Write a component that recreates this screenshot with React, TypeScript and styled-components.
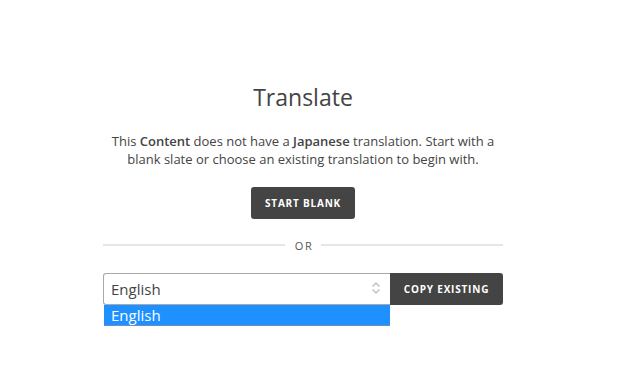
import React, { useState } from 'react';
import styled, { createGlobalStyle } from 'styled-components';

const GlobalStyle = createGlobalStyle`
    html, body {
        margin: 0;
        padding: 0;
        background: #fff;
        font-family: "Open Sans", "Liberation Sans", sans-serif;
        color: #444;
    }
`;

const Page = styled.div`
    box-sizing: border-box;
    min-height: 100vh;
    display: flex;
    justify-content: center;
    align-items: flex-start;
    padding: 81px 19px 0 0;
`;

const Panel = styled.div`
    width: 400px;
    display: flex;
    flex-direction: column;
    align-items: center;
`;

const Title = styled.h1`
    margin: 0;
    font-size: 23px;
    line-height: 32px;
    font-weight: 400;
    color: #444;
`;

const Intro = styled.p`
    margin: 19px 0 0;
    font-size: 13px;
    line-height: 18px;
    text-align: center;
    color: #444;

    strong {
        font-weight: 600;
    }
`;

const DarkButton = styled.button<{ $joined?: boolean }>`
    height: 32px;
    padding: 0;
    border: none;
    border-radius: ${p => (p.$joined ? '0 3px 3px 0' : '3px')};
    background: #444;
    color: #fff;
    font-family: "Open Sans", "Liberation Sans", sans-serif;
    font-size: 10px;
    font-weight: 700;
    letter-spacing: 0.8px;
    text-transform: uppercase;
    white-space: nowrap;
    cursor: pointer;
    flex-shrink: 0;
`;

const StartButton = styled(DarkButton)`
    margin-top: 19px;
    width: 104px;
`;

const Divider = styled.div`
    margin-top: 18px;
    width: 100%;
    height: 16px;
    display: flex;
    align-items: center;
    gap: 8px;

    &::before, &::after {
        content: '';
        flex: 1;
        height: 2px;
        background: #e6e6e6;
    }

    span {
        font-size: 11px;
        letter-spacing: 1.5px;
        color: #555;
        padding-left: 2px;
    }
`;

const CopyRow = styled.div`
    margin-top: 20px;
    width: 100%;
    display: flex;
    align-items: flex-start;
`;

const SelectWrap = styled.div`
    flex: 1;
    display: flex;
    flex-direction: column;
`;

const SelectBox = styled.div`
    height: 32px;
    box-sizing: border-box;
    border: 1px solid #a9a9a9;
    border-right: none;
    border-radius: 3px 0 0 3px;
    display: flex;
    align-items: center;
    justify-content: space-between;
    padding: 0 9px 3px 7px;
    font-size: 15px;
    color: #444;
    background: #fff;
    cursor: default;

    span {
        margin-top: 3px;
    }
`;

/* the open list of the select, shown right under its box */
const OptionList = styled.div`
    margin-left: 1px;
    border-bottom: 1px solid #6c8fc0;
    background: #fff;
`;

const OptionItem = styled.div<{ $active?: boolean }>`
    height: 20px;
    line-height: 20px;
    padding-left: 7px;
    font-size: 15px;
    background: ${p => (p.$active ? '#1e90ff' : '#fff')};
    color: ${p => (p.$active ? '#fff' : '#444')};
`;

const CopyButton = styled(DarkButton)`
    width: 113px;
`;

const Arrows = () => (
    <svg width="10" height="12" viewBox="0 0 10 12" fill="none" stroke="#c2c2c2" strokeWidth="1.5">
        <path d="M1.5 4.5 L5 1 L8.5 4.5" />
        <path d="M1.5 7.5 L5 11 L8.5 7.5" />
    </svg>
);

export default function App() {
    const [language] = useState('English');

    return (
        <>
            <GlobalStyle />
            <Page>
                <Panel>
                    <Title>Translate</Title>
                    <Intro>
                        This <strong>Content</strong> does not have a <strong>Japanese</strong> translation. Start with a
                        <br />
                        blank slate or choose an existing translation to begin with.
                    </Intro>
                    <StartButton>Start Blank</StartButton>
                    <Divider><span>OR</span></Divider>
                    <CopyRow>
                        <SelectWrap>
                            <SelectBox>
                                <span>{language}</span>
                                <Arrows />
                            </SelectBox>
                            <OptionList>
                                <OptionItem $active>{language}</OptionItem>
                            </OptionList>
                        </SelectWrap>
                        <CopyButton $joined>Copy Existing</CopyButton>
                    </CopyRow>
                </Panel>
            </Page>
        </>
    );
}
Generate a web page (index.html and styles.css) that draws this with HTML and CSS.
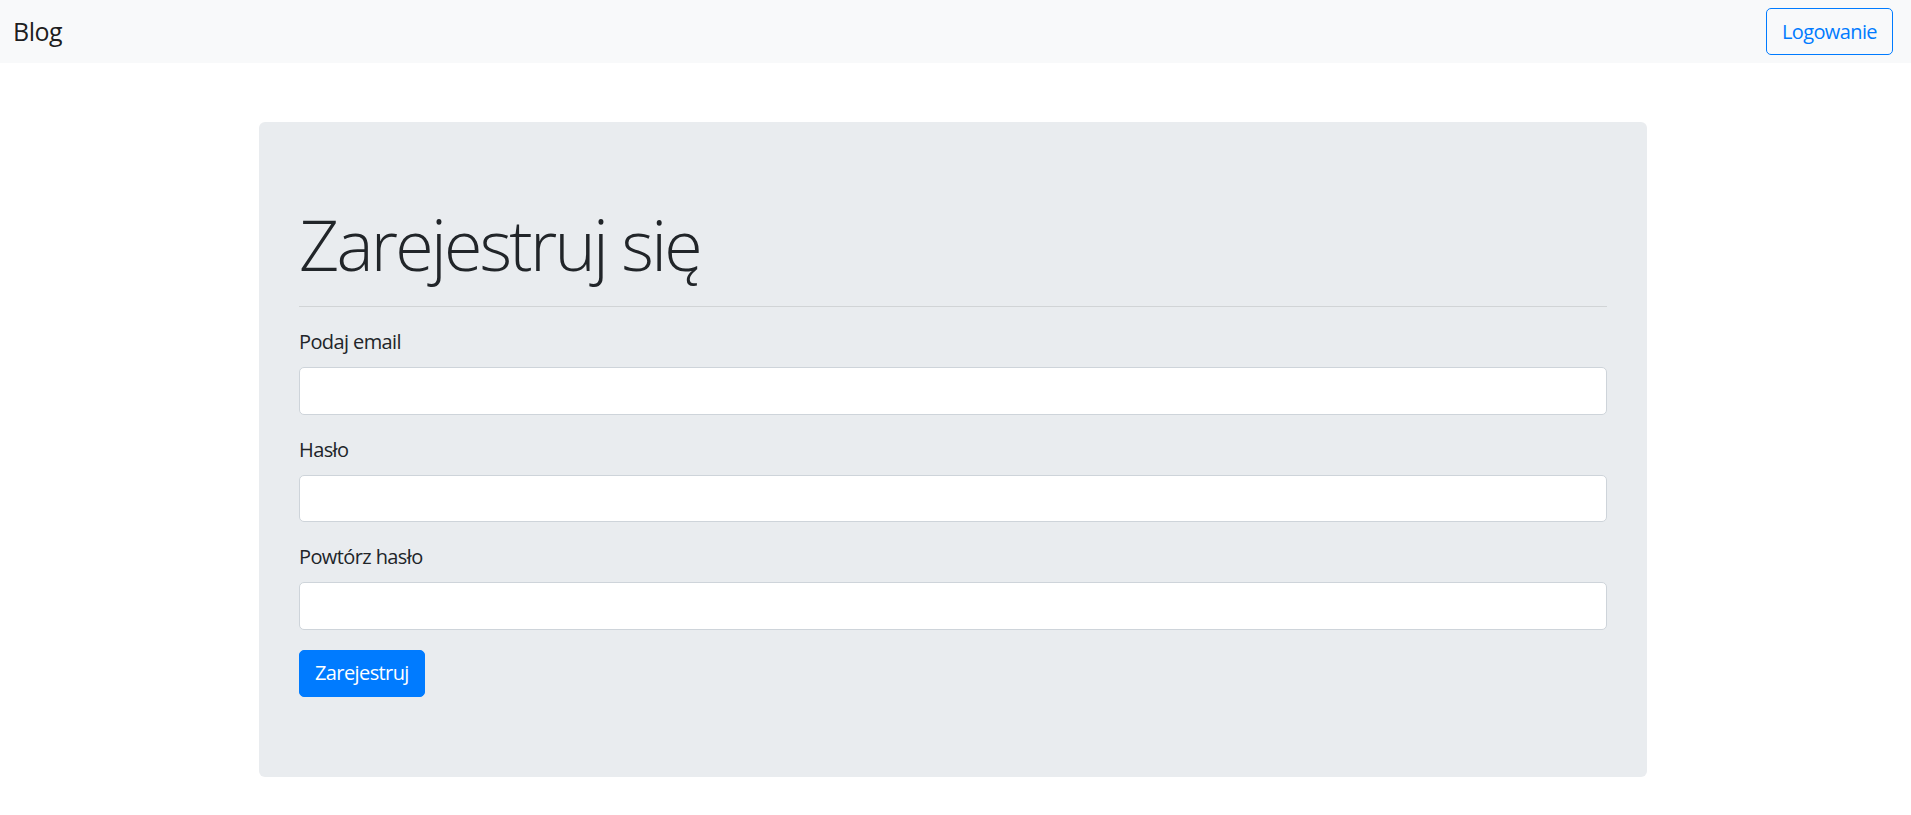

----

- WHAT IS EXPECTED
Tally up the lines in the records that contain the word "React" and give only the total.

- TASK OUTPUT
2